Вот так я попала в собственную квартиру. Увидела мебель и вещи, о которых давно забыла. Свой собственный школьный стол, заваленный книгами и тетрадями, книжный шкаф, который был готов лопнуть от книг, маленький черно-белый телевизор «Старт» в гостиной, а в серванте (производства ГДР) – очередное Володино фото, выглядывающее из-за хрустальных бокалов.

Если бы Володя не погиб, то мама бы вышла за него замуж. И я была бы не дочерью своего папаши, а другого человека, очень хорошего, которого все помнили и уважали. И Бабаня приходилась бы мне настоящей бабушкой, родной по крови.

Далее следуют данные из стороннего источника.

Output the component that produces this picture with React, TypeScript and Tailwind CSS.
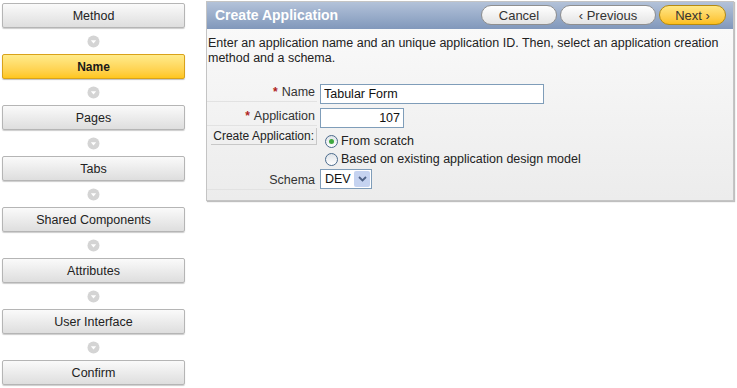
import React from 'react';

const steps = ['Method', 'Name', 'Pages', 'Tabs', 'Shared Components', 'Attributes', 'User Interface', 'Confirm'];

const StepArrow = () => (
  <div className="flex h-[26px] items-center justify-center">
    <svg width="13" height="13" viewBox="0 0 13 13">
      <circle cx="6.5" cy="6.5" r="6" fill="#d4d4d4" />
      <path d="M3.8 5.2h5.4L6.5 8.4z" fill="#fff" />
    </svg>
  </div>
);

const Label = ({ children, required }: { children: React.ReactNode; required?: boolean }) => (
  <div className="flex h-[21px] items-center justify-end border-b border-[#e2e2e2] pr-[2px] pt-[3px] text-[12.5px] leading-[15px] text-[#333]">
    {required && <span className="mr-[4px] text-[12px] font-bold text-[#b01f1f]">*</span>}
    {children}
  </div>
);

const Radio = ({ checked, label }: { checked?: boolean; label: string }) => (
  <label className="flex h-[18px] items-center gap-[3px] text-[12.5px] text-[#222]">
    <span className="flex h-[13px] w-[13px] items-center justify-center rounded-full border border-[#4a6a8c] bg-gradient-to-b from-[#dfe3e8] to-white">
      {checked && <span className="h-[5px] w-[5px] rounded-full bg-[#3fa83f]" />}
    </span>
    {label}
  </label>
);

export default function App() {
  return (
    <div className="flex h-[388px] w-[737px] bg-white font-['Liberation_Sans',Arial,sans-serif]">
      {/* шаги мастера */}
      <div className="ml-[2px] mt-[3px] flex w-[183px] flex-col">
        {steps.map((s, i) => (
          <React.Fragment key={s}>
            {i > 0 && <StepArrow />}
            <div
              className={
                s === 'Name'
                  ? 'flex h-[25px] items-center justify-center rounded-[2px] border border-[#d9a21a] bg-gradient-to-b from-[#ffeb8a] to-[#ffc619] pt-[1px] text-[12px] font-bold text-[#1a1a1a] shadow-[0_1px_1px_rgba(0,0,0,0.25)]'
                  : 'flex h-[25px] items-center justify-center rounded-[2px] border border-[#b5b5b5] bg-gradient-to-b from-[#fafafa] to-[#dedede] pt-[1px] text-[12.5px] text-[#222] shadow-[0_1px_1px_rgba(0,0,0,0.2)]'
              }
            >
              {s}
            </div>
          </React.Fragment>
        ))}
      </div>

      {/* панель */}
      <div className="ml-[21px] mt-[1px] h-[200px] w-[528px] border border-[#c4c4c4] bg-gradient-to-b from-[#fbfbfb] to-[#ececec] shadow-[1px_1px_1px_rgba(0,0,0,0.25)]">
        <div className="flex h-[27px] items-center justify-between bg-gradient-to-b from-[#b3c2d9] to-[#8198bb] pl-[8px] pr-[7px]">
          <span className="text-[14px] font-bold text-white">Create Application</span>
          <div className="mt-[-1px] flex items-center gap-[3px]">
            <button className="h-[20px] w-[76px] rounded-full border border-[#8f8f8f] bg-gradient-to-b from-white to-[#e4e4e4] text-[13px] text-[#333]">Cancel</button>
            <button className="h-[20px] w-[96px] rounded-full border border-[#8f8f8f] bg-gradient-to-b from-white to-[#e4e4e4] text-[13px] text-[#333]">‹ Previous</button>
            <button className="h-[20px] w-[67px] rounded-full border border-[#b58a10] bg-gradient-to-b from-[#ffe783] to-[#fcbf16] text-[13px] text-[#333]">Next ›</button>
          </div>
        </div>
        <p className="mt-[7px] px-[1px] text-[12.5px] leading-[15px] text-[#222]">
          Enter an application name and an unique application ID. Then, select an application creation method and a schema.
        </p>
        <div className="mt-[15px] grid grid-cols-[110px_auto] gap-x-[3px]">
          <Label required>Name</Label>
          <div className="h-[21px]">
            <input readOnly value="Tabular Form" className="h-[20px] w-[224px] border border-[#7f9db9] bg-white px-[3px] text-[12.5px] text-[#111] outline-none" />
          </div>
          <div className="mt-[3px]">
            <Label required>Application</Label>
          </div>
          <div className="mt-[3px] h-[21px]">
            <input readOnly value="107" className="h-[20px] w-[84px] border border-[#7f9db9] bg-white px-[3px] text-right text-[12.5px] text-[#111] outline-none" />
          </div>
          <div className="mt-[2px] flex justify-end">
            <div className="flex h-[17px] items-center border-b border-r border-[#c8c8c8] bg-[#f0f0f0] px-[2px] text-[12px] text-[#222]">Create Application:</div>
          </div>
          <div className="mt-[6px] flex flex-col pl-[5px]">
            <Radio checked label="From scratch" />
            <Radio label="Based on existing application design model" />
          </div>
          <div className="mt-[1px]">
            <Label>Schema</Label>
          </div>
          <div className="mt-[1px] flex h-[20px] w-[52px] items-center border border-[#7f9db9] bg-white pl-[4px] text-[12.5px] text-[#111]">
            <span className="flex-1">DEV</span>
            <span className="mr-[1px] flex h-[16px] w-[16px] items-center justify-center rounded-[2px] bg-[#c5d3f0]">
              <svg width="9" height="6" viewBox="0 0 9 6">
                <path d="M1 1l3.5 3.5L8 1" fill="none" stroke="#4d6185" strokeWidth="1.8" />
              </svg>
            </span>
          </div>
        </div>
      </div>
    </div>
  );
}
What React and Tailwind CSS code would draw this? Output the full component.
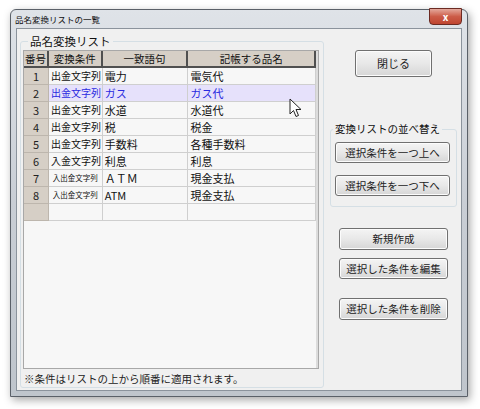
import React from 'react';

const rows = [
  { no: '1', cond: '出金文字列', word: '電力', name: '電気代' },
  { no: '2', cond: '出金文字列', word: 'ガス', name: 'ガス代', selected: true },
  { no: '3', cond: '出金文字列', word: '水道', name: '水道代' },
  { no: '4', cond: '出金文字列', word: '税', name: '税金' },
  { no: '5', cond: '出金文字列', word: '手数料', name: '各種手数料' },
  { no: '6', cond: '入金文字列', word: '利息', name: '利息' },
  { no: '7', cond: '入出金文字列', word: 'ＡＴＭ', name: '現金支払', small: true },
  { no: '8', cond: '入出金文字列', word: 'ATM', name: '現金支払', small: true },
  { no: '', cond: '', word: '', name: '' },
];

const font = { fontFamily: '"Noto Sans CJK JP", "Noto Sans", sans-serif' };

const Button = ({ children, className = '' }) => (
  <div
    className={`flex items-center justify-center whitespace-nowrap rounded-[3px] border border-[#707070] bg-gradient-to-b from-[#f4f4f4] via-[#e8e8e8] to-[#d6d6d6] text-[10.5px] text-[#222] shadow-[inset_0_0_0_1px_#fcfcfc] ${className}`}
  >
    {children}
  </div>
);

const Cursor = () => (
  <svg width="14" height="20" viewBox="0 0 14 20" className="absolute left-[289px] top-[98px]">
    <path d="M1 1 L1 16 L4.5 12.5 L7 18.5 L9.5 17.5 L7 11.5 L12 11.5 Z" fill="#fff" stroke="#222" strokeWidth="1" strokeLinejoin="round" />
  </svg>
);

export default function App() {
  return (
    <div className="relative h-[409px] w-[480px] overflow-hidden bg-white" style={font}>
      <div className="ml-[10px] mt-[9px] flex h-[388px] w-[458px] flex-col rounded-t-[6px] border border-[#5a6068] bg-gradient-to-b from-[#dfe3e8] via-[#c9ced5] to-[#bfc5cc] shadow-[2px_3px_8px_rgba(0,0,0,0.35)]">
        {/* title bar */}
        <div className="flex h-[20px] items-center justify-between pl-[4px] pr-[5px]">
          <span className="whitespace-nowrap pt-[1px] text-[8.5px] text-[#111]">品名変換リストの一覧</span>
          <div className="-mt-[2px] flex h-[17px] w-[33px] items-center justify-center self-start rounded-b-[4px] border border-[#6b2a22] bg-gradient-to-b from-[#e3a89c] via-[#cc5c48] to-[#bf4530] text-[10px] font-bold leading-none text-white">
            x
          </div>
        </div>
        {/* client */}
        <div className="mx-[5px] mb-[5px] flex flex-1 border border-[#8b939c] bg-[#f0f0f0]">
          {/* left group */}
          <div className="relative ml-[3px] mt-[12px] mb-[2px] flex w-[304px] flex-col rounded-[3px] border border-[#d5dfe5] pl-[2px] pr-[4px] pt-[8px]">
            <span className="absolute -top-[10px] left-[7px] whitespace-nowrap bg-[#f0f0f0] px-[2px] text-[11.5px] leading-[18px] text-[#111]">品名変換リスト</span>
            <div className="flex h-[319px] flex-col border border-[#a8a8a8] bg-[#f7f7f7]">
              <div className="flex h-full flex-col border-r-2 border-r-[#dcdcdc]">
                {/* header */}
                <div className="flex h-[17px] shrink-0 whitespace-nowrap text-[10.5px] leading-[15px] text-[#111]">
                  <div className="flex w-[25px] items-center justify-center border-b-2 border-r-2 border-[#505050] bg-[#d6cfc6]">番号</div>
                  <div className="flex w-[54px] items-center justify-center border-b-2 border-r-2 border-[#505050] bg-[#d6cfc6]">変換条件</div>
                  <div className="flex w-[86px] items-center justify-center border-b-2 border-r-2 border-[#505050] bg-[#d6cfc6]">一致語句</div>
                  <div className="flex w-[128px] items-center justify-center border-b-2 border-r-2 border-[#505050] bg-[#d6cfc6]">記帳する品名</div>
                </div>
                {rows.map((r, i) => (
                  <div
                    key={i}
                    className={`flex h-[17px] shrink-0 whitespace-nowrap text-[11px] leading-[16px] ${r.selected ? 'bg-[#e6e1fb] text-[#2a2ae0]' : 'text-[#111]'}`}
                  >
                    <div className="flex w-[25px] items-center justify-center border-b border-r border-[#bdb6ad] bg-[#d6cfc6] text-[#222]">{r.no}</div>
                    <div className={`flex w-[54px] items-center overflow-hidden border-b border-r border-[#cfcfcf] ${r.small ? 'justify-center text-[7.5px]' : 'pl-[2px] text-[10px]'}`}>{r.cond}</div>
                    <div className="flex w-[86px] items-center border-b border-r border-[#cfcfcf] pl-[2px]">{r.word}</div>
                    <div className="flex w-[128px] items-center border-b border-r border-[#cfcfcf] pl-[2px]">{r.name}</div>
                  </div>
                ))}
              </div>
            </div>
            <div className="whitespace-nowrap pl-[1px] pt-[2px] text-[10.5px] leading-[16px] text-[#222]">※条件はリストの上から順番に適用されます。</div>
          </div>
          {/* right column */}
          <div className="flex flex-1 flex-col pl-[6px] pr-[4px]">
            <Button className="ml-[25px] mt-[21px] h-[27px] w-[77px] text-[11px]">閉じる</Button>
            <div className="relative mt-[52px] flex h-[78px] w-[127px] flex-col gap-[12px] rounded-[3px] border border-[#d5dfe5] pl-[4px] pt-[12px]">
              <span className="absolute -top-[10px] left-[2px] whitespace-nowrap bg-[#f0f0f0] px-[2px] text-[10.5px] leading-[18px] text-[#111]">変換リストの並べ替え</span>
              <Button className="h-[21px] w-[115px]">選択条件を一つ上へ</Button>
              <Button className="h-[21px] w-[115px]">選択条件を一つ下へ</Button>
            </div>
            <Button className="ml-[9px] mt-[21px] h-[22px] w-[109px]">新規作成</Button>
            <Button className="ml-[9px] mt-[8px] h-[21px] w-[109px]">選択した条件を編集</Button>
            <Button className="ml-[9px] mt-[19px] h-[22px] w-[109px]">選択した条件を削除</Button>
          </div>
        </div>
      </div>
      <Cursor />
    </div>
  );
}
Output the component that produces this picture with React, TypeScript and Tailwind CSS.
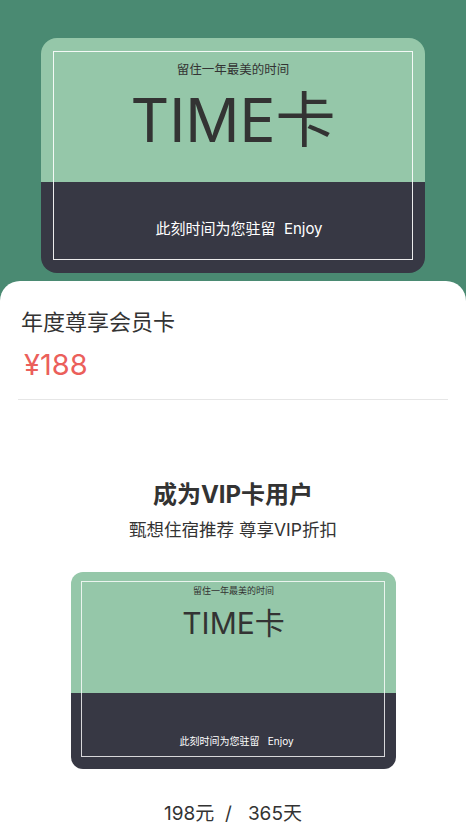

Мама так и не вышла замуж второй раз. Хотя у нее имелся «друг сердечный»: она встречалась с неким мужчиной (я называла его почему-то Беня, полное имя – Вениамин). Это происходило в тот период, когда я еще ходила в детский сад.

Они довольно долго встречались, мама и Беня, но проблема заключалась в том, что Беня был другой национальности, и в его окружении браки с «не своими» не приветствовались. А еще Беня, хоть и был старше моей мамы лет на десять, находился под сильным влиянием уже своей матери, ее звали Златой (отчества не помню). Злата сказала – свадьбе не быть, и Беня ее послушался.